林嬌停好車,腳剛踏到地麵,興伯手裡的大傘撐到她頭頂。
她抬眼望過去,路燈下,密密麻麻成串的雨絲裡,興伯的眼裡盛滿關切,他自見她第一麵便一直敬愛有加,不為彆的,隻因愛屋及烏。
他陪伴霍寒舟十多餘年,又簽了保密協議,顯然對他的事知之甚多,他像長輩心疼晚輩一般,希望他找到所愛之人,並被人愛。
興伯看出林嬌眼裡藏著暗湧,奇怪,“少夫人,怎麼了?”
林嬌回神,若無其事的下車和他走進房內。
這個時間點大部分傭人已經休息,曹姨卻守在廚房,聽到動靜立刻走出來,“少夫人,鍋裡煨著烏雞湯,您喝一點?”
林嬌嗯了一聲。
她走到餐桌邊坐下,安靜發信息給霍寒舟,【剛剛睡著了,想我了嗎?】
不想讓他多想,撒了一個小謊。
不到兩分鐘,霍寒舟回她信息,【想。】
很直球的一個字,不加任何掩飾。
林嬌指尖莫名發麻、顫抖,輕輕打出四個字,【我也想你。】
綿綢的思念,縈繞在心頭,像是加進些許黃連的蜜糖,甜中透著微苦,卻沁人心脾,甘之如飴。

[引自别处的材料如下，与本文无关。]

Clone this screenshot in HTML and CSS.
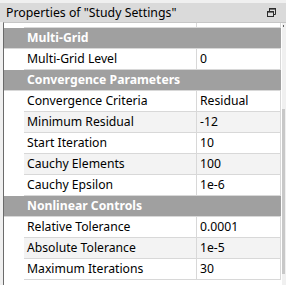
FILE: index.html
```html
<!DOCTYPE html>
<html lang="en">
<head>
    <meta charset="UTF-8">
    <title>Properties</title>
    <link rel="stylesheet" href="styles.css">
</head>
<body>
    <!-- Panel title -->
    <div class="panel-title">
        <span class="title-text">Properties of "Study Settings"</span>
        <svg class="restore-icon" width="9" height="9" viewBox="0 0 9 9">
            <path d="M2.5 3V0.5H8.5V6.5H6.5" fill="none" stroke="#2b2b2b" stroke-width="1"/>
            <rect x="2" y="0" width="7" height="1.6" fill="#2b2b2b"/>
            <rect x="0.5" y="3.5" width="6" height="5" fill="#dadada" stroke="#2b2b2b" stroke-width="1"/>
            <rect x="0" y="3" width="7" height="1.6" fill="#2b2b2b"/>
        </svg>
    </div>

    <!-- Property grid -->
    <div class="panel-body">
        <div class="grid">
            <div class="grid-list">
                <div class="row partial"><div class="name"></div><div class="value"></div></div>

                <div class="section">Multi-Grid</div>
                <div class="row"><div class="name">Multi-Grid Level</div><div class="value">0</div></div>

                <div class="section">Convergence Parameters</div>
                <div class="row"><div class="name">Convergence Criteria</div><div class="value">Residual</div></div>
                <div class="row alt"><div class="name">Minimum Residual</div><div class="value">-12</div></div>
                <div class="row"><div class="name">Start Iteration</div><div class="value">10</div></div>
                <div class="row alt"><div class="name">Cauchy Elements</div><div class="value">100</div></div>
                <div class="row"><div class="name">Cauchy Epsilon</div><div class="value">1e-6</div></div>

                <div class="section">Nonlinear Controls</div>
                <div class="row"><div class="name">Relative Tolerance</div><div class="value">0.0001</div></div>
                <div class="row alt"><div class="name">Absolute Tolerance</div><div class="value">1e-5</div></div>
                <div class="row"><div class="name">Maximum Iterations</div><div class="value">30</div></div>
            </div>
        </div>
        <div class="scrollbar">
            <div class="scroll-arrow"></div>
            <div class="scroll-thumb"></div>
        </div>
    </div>
</body>
</html>
```

FILE: styles.css
```css
/* General */
body {
    margin: 0;
    padding: 0;
    background-color: #f0f0f0;
    font-family: "Noto Sans", Arial, sans-serif;
    font-size: 12.2px;
    color: #000;
    width: 286px;
    height: 285px;
    overflow: hidden;
}

/* Title bar */
.panel-title {
    margin-top: 3px;
    height: 19px;
    background-color: #dadada;
    display: flex;
    align-items: center;
    justify-content: space-between;
    padding: 0 10px 0 6px;
}

.title-text {
    font-size: 12.3px;
    color: #000;
}

.restore-icon {
    display: block;
}

/* Grid body */
.panel-body {
    display: flex;
    margin-left: 3px;
    border-left: 1px solid #6b6b6b;
    border-top: 1px solid #c6c6c6;
    background: #fff;
    height: 262px;
}

.grid {
    width: 277px;
    overflow: hidden;
}

.grid-list {
    margin-top: -16px;
}

.section {
    height: 20px;
    line-height: 20px;
    border-bottom: 1px solid #d8d8d8;
    background-color: #a0a0a0;
    color: #fff;
    font-weight: bold;
    padding-left: 23px;
}

.row {
    display: flex;
    height: 20px;
    line-height: 20px;
    margin-left: 20px;
    border-bottom: 1px solid #d8d8d8;
    border-right: 1px solid #d8d8d8;
    background: #fff;
}

.row.alt {
    background-color: #f3f3f3;
}

.row .name {
    width: 169px;
    padding-left: 3px;
    border-right: 1px solid #d8d8d8;
    white-space: nowrap;
    overflow: hidden;
}

.row .value {
    flex: 1;
    padding-left: 3px;
    white-space: nowrap;
}

/* Scrollbar */
.scrollbar {
    position: relative;
    flex: 1;
    background: #fff;
}

.scrollbar::after {
    content: "";
    position: absolute;
    left: 1px;
    top: 0;
    right: 0;
    bottom: 0;
    background: #f0f0f0;
}

.scroll-arrow {
    position: absolute;
    left: 2px;
    top: 2px;
    width: 1px;
    height: 2px;
    background: #606060;
    z-index: 1;
}

.scroll-thumb {
    position: absolute;
    left: 1px;
    top: 86px;
    width: 3px;
    height: 165px;
    background: #c8c8c8;
    z-index: 1;
}
```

她腦袋後仰,像是享受一般微合上眼,腦海裡全是自打覺醒後與霍寒舟相處的點點滴滴。
或許一開始她是抱有目的接近他,但慢慢的,在自我攻略的同時,深深愛上他。
愛他的樣貌,愛他的偏執,愛他眼裡的冰冷,愛他厭世的眼神,甚至他自卑說自己醜的模樣,長款黑風衣墨鏡口罩棒球帽,所有的一切,變得親切圓融起來。
穿過精神病院那些牆上一筆一劃的字,她看到一個無比勇敢的小男孩,在無數打壓和電擊中艱難生存,用自己瘦弱的胳膊保護自己的母親。
就算他真的醜又如何,他明明渾身發著光。
“少夫人,雞湯再不喝要涼了。”曹姨把雞湯放到林嬌麵前,便站到一旁安靜等著,卻見他們的少夫人在走神。
也不知道想了什麼,臉上時而掠過心疼,時而掠過澀然和憤怒,最後又露出喜悅之色。
眼看著雞湯漸漸涼下來,她隻好出聲提醒。
林嬌回神,抱歉地看一眼曹姨,端起碗喝湯,裡麵還有兩隻雞腿,她也都吃了下去,曹姨見她全部下肚,臉上頗為高興,“還要嗎?”
林嬌點頭,“有米飯嗎?”
“有。”曹姨高興的答。
連忙去廚房盛了米飯和雞湯來,還有兩碟菜,分彆是蝦仁西芹和清炒牛柳,林嬌端著米飯安靜吃飯。
吃著吃著,眼淚毫無預兆掉下來,剛好落進米飯裡。
曹姨見到嚇了一跳,慌忙問,“少夫人,是飯菜難吃嗎?您彆勉強,難吃就換彆的,或者你不喜歡我的手藝,我讓彆的廚子給你做。”
林嬌低頭扒飯,“不是曹姨。”
她隻是突然想起霍寒舟在精神病院吃不飽穿不暖,去垃圾桶裡撿包子吃,還是好心阿姨偷留給他。
他和肖玲當時的處境有多艱難可想而知。